Today we'll visit Nancy Taylor's 18th-century Rhode Island farmhouse. Warm and welcoming rooms filled with antiques and reclaimed wood. And to top it off a magnificent garden.


The dressing room includes a vintage chaise as well as a 19th-century English vanity and pieces from Nancy's collection of pokerware. These boxes are decorated with an Arts and Crafts-era technique in which designs were burned into wood, as if with the tip of a red-hot fireplace poker. Pink lusterware brightens the green-vined wallpaper.


The furnishings and accents include '40s French leather armchairs, a framed batik print from Bali, and a flat-weave Peruvian rug. I hesitated before including this photograph because I don't like animals' heads on the walls (nor anywhere else!) but well, other people do. Do you?


The dining area in the kitchen, includes toile-covered banquettes, Indonesian chairs, and a custom English cherrywood table.


Potting area. Enameled-tin graniteware outfits the potting area, which centers around a salvaged soapstone sink.

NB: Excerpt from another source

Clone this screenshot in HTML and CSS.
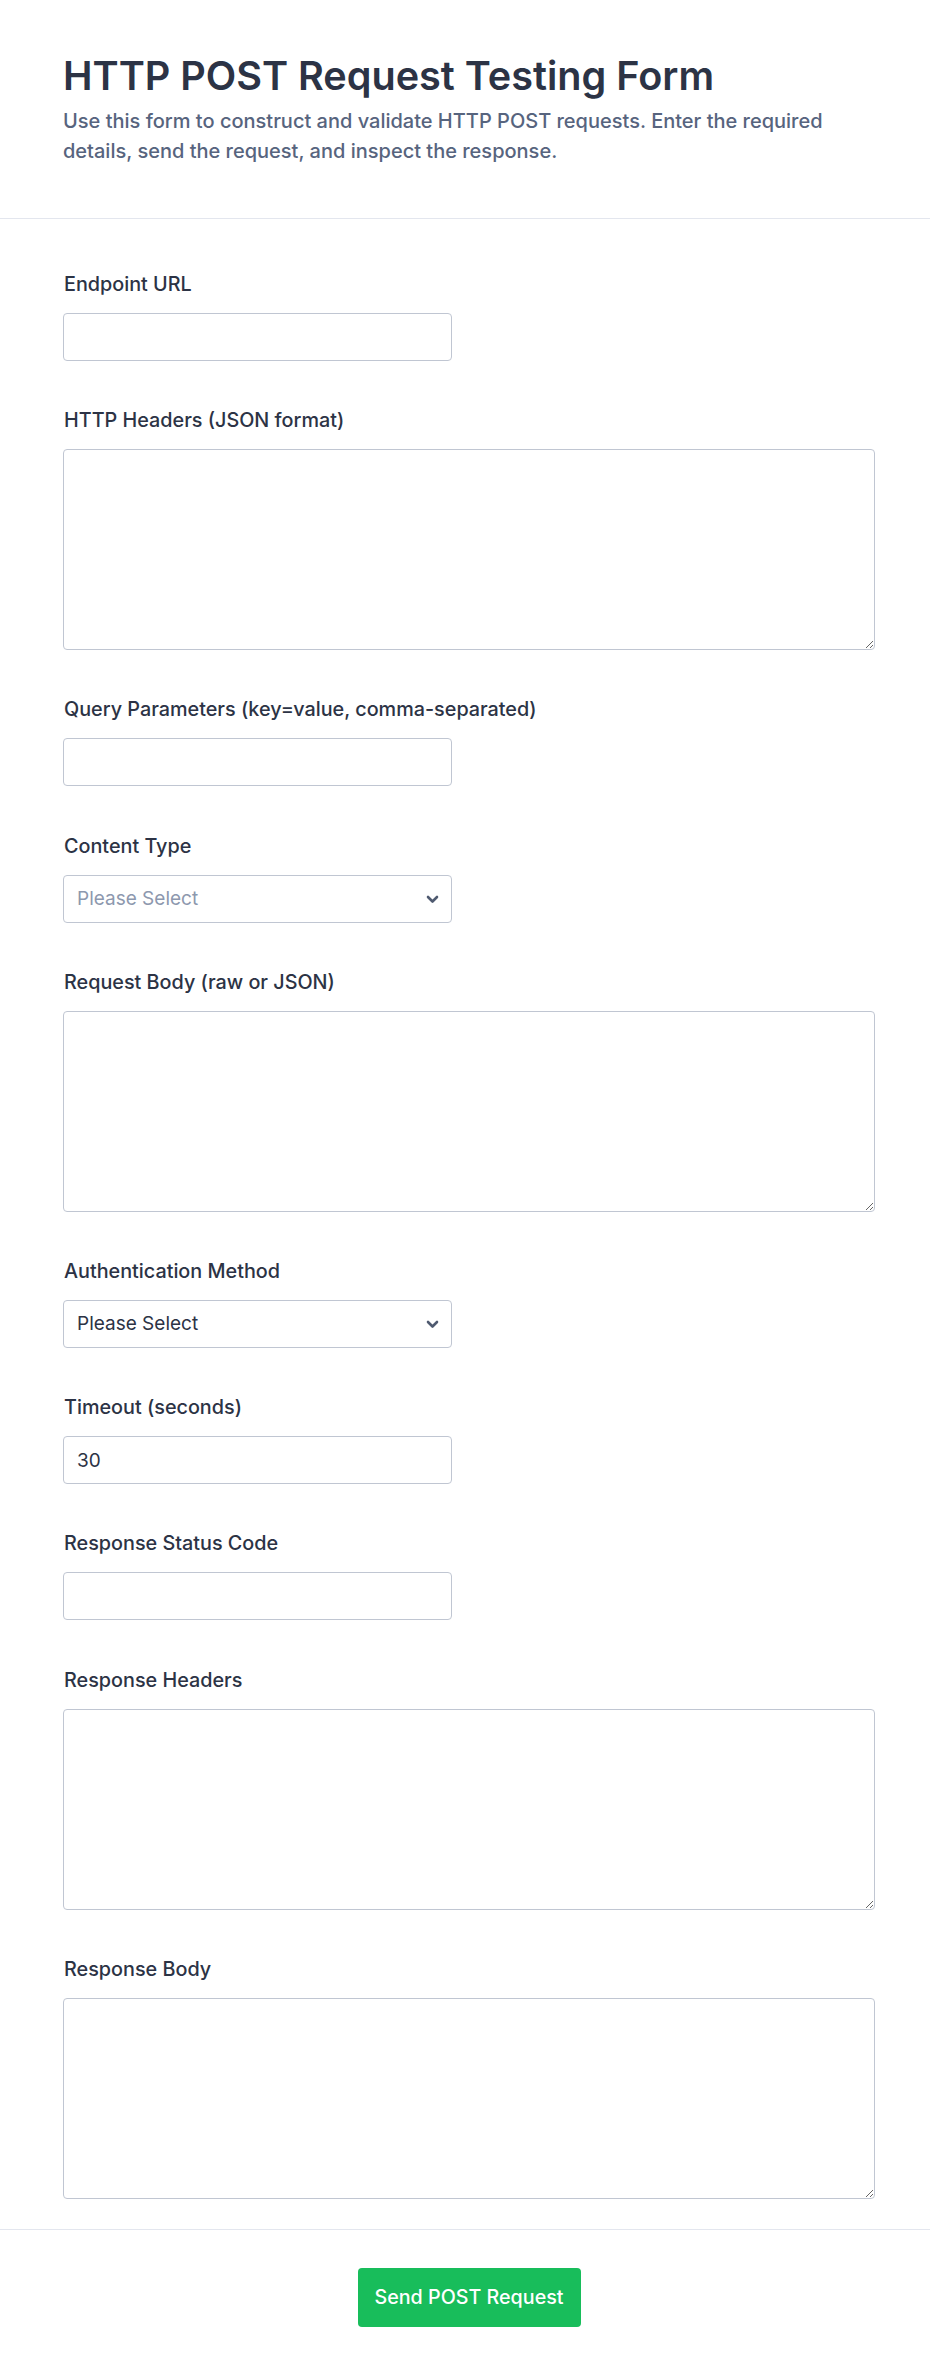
FILE: index.html
```html
<!DOCTYPE html>
<html lang="en">
<head>
    <meta charset="UTF-8">
    <meta name="viewport" content="width=device-width, initial-scale=1.0">
    <title>HTTP POST Request Testing Form</title>
    <link rel="stylesheet" href="styles.css">
</head>
<body>
    <div class="form-header">
        <h1>HTTP POST Request Testing Form</h1>
        <p>Use this form to construct and validate HTTP POST requests. Enter the required details, send the request, and inspect the response.</p>
    </div>

    <form class="form-body" onsubmit="return false;">
        <div class="field">
            <label for="endpoint">Endpoint URL</label>
            <input type="text" id="endpoint" class="short">
        </div>
        <div class="field">
            <label for="headers">HTTP Headers (JSON format)</label>
            <textarea id="headers"></textarea>
        </div>
        <div class="field">
            <label for="query">Query Parameters (key=value, comma-separated)</label>
            <input type="text" id="query" class="short">
        </div>
        <div class="field">
            <label for="contentType">Content Type</label>
            <div class="select-wrap">
                <select id="contentType" class="placeholder">
                    <option value="">Please Select</option>
                    <option>application/json</option>
                    <option>application/x-www-form-urlencoded</option>
                    <option>multipart/form-data</option>
                    <option>text/plain</option>
                </select>
                <svg class="chevron" width="13" height="9" viewBox="0 0 13 9"><path d="M2 2l4.5 4.5L11 2" fill="none" stroke="#4f5a70" stroke-width="2.6" stroke-linecap="round" stroke-linejoin="round"/></svg>
            </div>
        </div>
        <div class="field">
            <label for="body">Request Body (raw or JSON)</label>
            <textarea id="body"></textarea>
        </div>
        <div class="field">
            <label for="auth">Authentication Method</label>
            <div class="select-wrap">
                <select id="auth">
                    <option value="">Please Select</option>
                    <option>None</option>
                    <option>Basic Auth</option>
                    <option>Bearer Token</option>
                    <option>API Key</option>
                </select>
                <svg class="chevron" width="13" height="9" viewBox="0 0 13 9"><path d="M2 2l4.5 4.5L11 2" fill="none" stroke="#4f5a70" stroke-width="2.6" stroke-linecap="round" stroke-linejoin="round"/></svg>
            </div>
        </div>
        <div class="field">
            <label for="timeout">Timeout (seconds)</label>
            <input type="number" id="timeout" class="short" value="30">
        </div>
        <div class="field">
            <label for="statusCode">Response Status Code</label>
            <input type="text" id="statusCode" class="short">
        </div>
        <div class="field">
            <label for="respHeaders">Response Headers</label>
            <textarea id="respHeaders"></textarea>
        </div>
        <div class="field">
            <label for="respBody">Response Body</label>
            <textarea id="respBody"></textarea>
        </div>
    </form>

    <div class="form-footer">
        <button type="button">Send POST Request</button>
    </div>
</body>
</html>
```

FILE: styles.css
```css
* {
    box-sizing: border-box;
}

body {
    margin: 0;
    font-family: Inter, "Noto Sans", Arial, sans-serif;
    background: #fff;
    color: #2c3345;
}

.form-header {
    padding: 52px 55px 52px 63px;
    border-bottom: 1px solid #e3e6ee;
}

.form-header h1 {
    margin: 0;
    font-size: 39.6px;
    line-height: 48px;
    font-weight: 600;
    color: #2c3345;
}

.form-header p {
    margin: 6px 0 0;
    font-size: 20px;
    line-height: 30px;
    font-weight: 500;
    color: #57647e;
}

.form-body {
    padding: 53px 55px 30px 63px;
    display: flex;
    flex-direction: column;
    gap: 47.2px;
}

.field {
    display: flex;
    flex-direction: column;
}

.field label {
    display: block;
    font-size: 19.8px;
    line-height: 24px;
    font-weight: 500;
    margin-bottom: 17px;
    padding-left: 1px;
    color: #2c3345;
}

input, select, textarea {
    font-family: Inter, "Noto Sans", Arial, sans-serif;
    font-size: 19px;
    color: #2c3345;
    border: 1px solid #c0c6d2;
    border-radius: 4px;
    background: #fff;
    outline: none;
}

input.short {
    width: 389px;
    height: 48px;
    padding: 0 13px;
}

input[type=number] {
    -moz-appearance: textfield;
}

input[type=number]::-webkit-inner-spin-button,
input[type=number]::-webkit-outer-spin-button {
    -webkit-appearance: none;
    margin: 0;
}

textarea {
    width: 812px;
    height: 201px;
    padding: 10px 14px;
    resize: vertical;
}

.select-wrap {
    position: relative;
    width: 389px;
}

select {
    width: 100%;
    height: 48px;
    padding: 0 40px 0 13px;
    -webkit-appearance: none;
    appearance: none;
}

select.placeholder {
    color: #8d98ae;
}

.chevron {
    position: absolute;
    right: 13px;
    top: 20px;
    pointer-events: none;
}

.form-footer {
    border-top: 1px solid #e3e6ee;
    padding: 38px 55px 49px 63px;
    display: flex;
    justify-content: center;
}

button {
    font-family: Inter, "Noto Sans", Arial, sans-serif;
    font-size: 19.7px;
    font-weight: 500;
    width: 223px;
    height: 59px;
    background-color: #18bd5b;
    color: #fff;
    border: none;
    border-radius: 4px;
    cursor: pointer;
}

button:hover {
    background-color: #16aa52;
}
```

The master bath features a claw-foot tub that came with the house and a white-painted 19th-century English spool chair with an upholstered seat and arms.


The stairwell was lined with hand-hewn planks from the oldest part of the house. "These are the boards that were carved from the oak trees on the land in 1776," she says. "I left them unpainted, so when I touch the boards I am touching the same wood those colonial farmers touched." She uses the stairwell, which is surrounded by the house's original banister, as an area to display her family photos


In the master bedroom a c. 1840 mahogany Empire-style bed, a late-19th-century mirrored oak chest. A hand-crocheted bedspread, rag rug, and beadboard walls offset the dark wood furniture and ceiling.


Front porch opens to a gorgeous garden.